-- Start of Collected data --
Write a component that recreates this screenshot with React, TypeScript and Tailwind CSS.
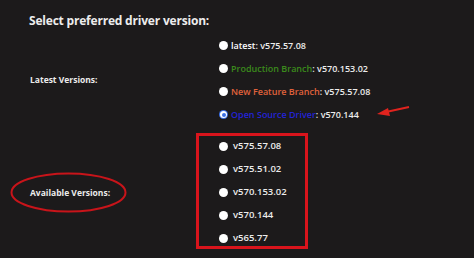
const latest = [
  { name: 'latest', color: 'text-white', version: 'v575.57.08' },
  { name: 'Production Branch', color: 'text-[#3b8a1c]', version: 'v570.153.02' },
  { name: 'New Feature Branch', color: 'text-[#e0623c]', version: 'v575.57.08' },
  { name: 'Open Source Driver', color: 'text-[#2323d6]', version: 'v570.144', checked: true },
];

const available = ['v575.57.08', 'v575.51.02', 'v570.153.02', 'v570.144', 'v565.77'];

function Radio({ checked }: { checked?: boolean }) {
  if (checked) {
    return (
      <span className="flex h-[9px] w-[9px] flex-shrink-0 items-center justify-center rounded-full bg-[#3b6fe6]">
        <span className="flex h-[7px] w-[7px] items-center justify-center rounded-full bg-white">
          <span className="h-[4px] w-[4px] rounded-full bg-[#3b6fe6]" />
        </span>
      </span>
    );
  }
  return <span className="h-[9px] w-[9px] flex-shrink-0 rounded-full bg-white" />;
}

export default function App() {
  return (
    <div
      className="relative h-[258px] w-[474px] overflow-hidden bg-[#1c1a1b] text-[#ececec]"
      style={{ fontFamily: '"Open Sans", "Noto Sans", sans-serif' }}
    >
      <h1 className="pl-[29px] pt-[12px] text-[12px] font-bold leading-[18px] tracking-[-0.2px]">
        Select preferred driver version:
      </h1>

      <div className="mt-[4px] flex">
        <div className="flex w-[196px] items-center pl-[30px] text-[8.5px] font-bold">Latest Versions:</div>
        <div className="flex flex-col pl-[23px]">
          {latest.map(l => (
            <div key={l.name} className="flex h-[23px] items-center gap-[3px] text-[9px] font-semibold">
              <Radio checked={l.checked} />
              <span>
                <span className={l.color}>{l.name}</span>: {l.version}
              </span>
            </div>
          ))}
        </div>
      </div>

      <div className="mt-[7px] flex">
        <div className="flex w-[196px] items-center pl-[30px] pt-[4px] text-[8.5px] font-bold">Available Versions:</div>
        <div className="flex h-[116px] w-[112px] flex-col gap-[10px] border-[3px] border-[#d8141c] pl-[20px] pt-[4px]">
          {available.map(v => (
            <div key={v} className="flex h-[13px] items-center gap-[5px] text-[9.5px] font-semibold">
              <Radio />
              <span>{v}</span>
            </div>
          ))}
        </div>
      </div>

      <svg className="pointer-events-none absolute left-0 top-0" width="474" height="258">
        <ellipse cx="68.5" cy="192.5" rx="57" ry="19" fill="none" stroke="#c8141a" strokeWidth="2" />
        <line x1="409" y1="107" x2="386" y2="112" stroke="#e0231e" strokeWidth="2" />
        <polygon points="377,114 388,108 390,116" fill="#e0231e" />
      </svg>
    </div>
  );
}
-- End of Collected data --
Leave out the pictures and give the listing above again exactly.

* _Complete answer_:
Write a component that recreates this screenshot with React, TypeScript and Tailwind CSS.
const latest = [
  { name: 'latest', color: 'text-white', version: 'v575.57.08' },
  { name: 'Production Branch', color: 'text-[#3b8a1c]', version: 'v570.153.02' },
  { name: 'New Feature Branch', color: 'text-[#e0623c]', version: 'v575.57.08' },
  { name: 'Open Source Driver', color: 'text-[#2323d6]', version: 'v570.144', checked: true },
];

const available = ['v575.57.08', 'v575.51.02', 'v570.153.02', 'v570.144', 'v565.77'];

function Radio({ checked }: { checked?: boolean }) {
  if (checked) {
    return (
      <span className="flex h-[9px] w-[9px] flex-shrink-0 items-center justify-center rounded-full bg-[#3b6fe6]">
        <span className="flex h-[7px] w-[7px] items-center justify-center rounded-full bg-white">
          <span className="h-[4px] w-[4px] rounded-full bg-[#3b6fe6]" />
        </span>
      </span>
    );
  }
  return <span className="h-[9px] w-[9px] flex-shrink-0 rounded-full bg-white" />;
}

export default function App() {
  return (
    <div
      className="relative h-[258px] w-[474px] overflow-hidden bg-[#1c1a1b] text-[#ececec]"
      style={{ fontFamily: '"Open Sans", "Noto Sans", sans-serif' }}
    >
      <h1 className="pl-[29px] pt-[12px] text-[12px] font-bold leading-[18px] tracking-[-0.2px]">
        Select preferred driver version:
      </h1>

      <div className="mt-[4px] flex">
        <div className="flex w-[196px] items-center pl-[30px] text-[8.5px] font-bold">Latest Versions:</div>
        <div className="flex flex-col pl-[23px]">
          {latest.map(l => (
            <div key={l.name} className="flex h-[23px] items-center gap-[3px] text-[9px] font-semibold">
              <Radio checked={l.checked} />
              <span>
                <span className={l.color}>{l.name}</span>: {l.version}
              </span>
            </div>
          ))}
        </div>
      </div>

      <div className="mt-[7px] flex">
        <div className="flex w-[196px] items-center pl-[30px] pt-[4px] text-[8.5px] font-bold">Available Versions:</div>
        <div className="flex h-[116px] w-[112px] flex-col gap-[10px] border-[3px] border-[#d8141c] pl-[20px] pt-[4px]">
          {available.map(v => (
            <div key={v} className="flex h-[13px] items-center gap-[5px] text-[9.5px] font-semibold">
              <Radio />
              <span>{v}</span>
            </div>
          ))}
        </div>
      </div>

      <svg className="pointer-events-none absolute left-0 top-0" width="474" height="258">
        <ellipse cx="68.5" cy="192.5" rx="57" ry="19" fill="none" stroke="#c8141a" strokeWidth="2" />
        <line x1="409" y1="107" x2="386" y2="112" stroke="#e0231e" strokeWidth="2" />
        <polygon points="377,114 388,108 390,116" fill="#e0231e" />
      </svg>
    </div>
  );
}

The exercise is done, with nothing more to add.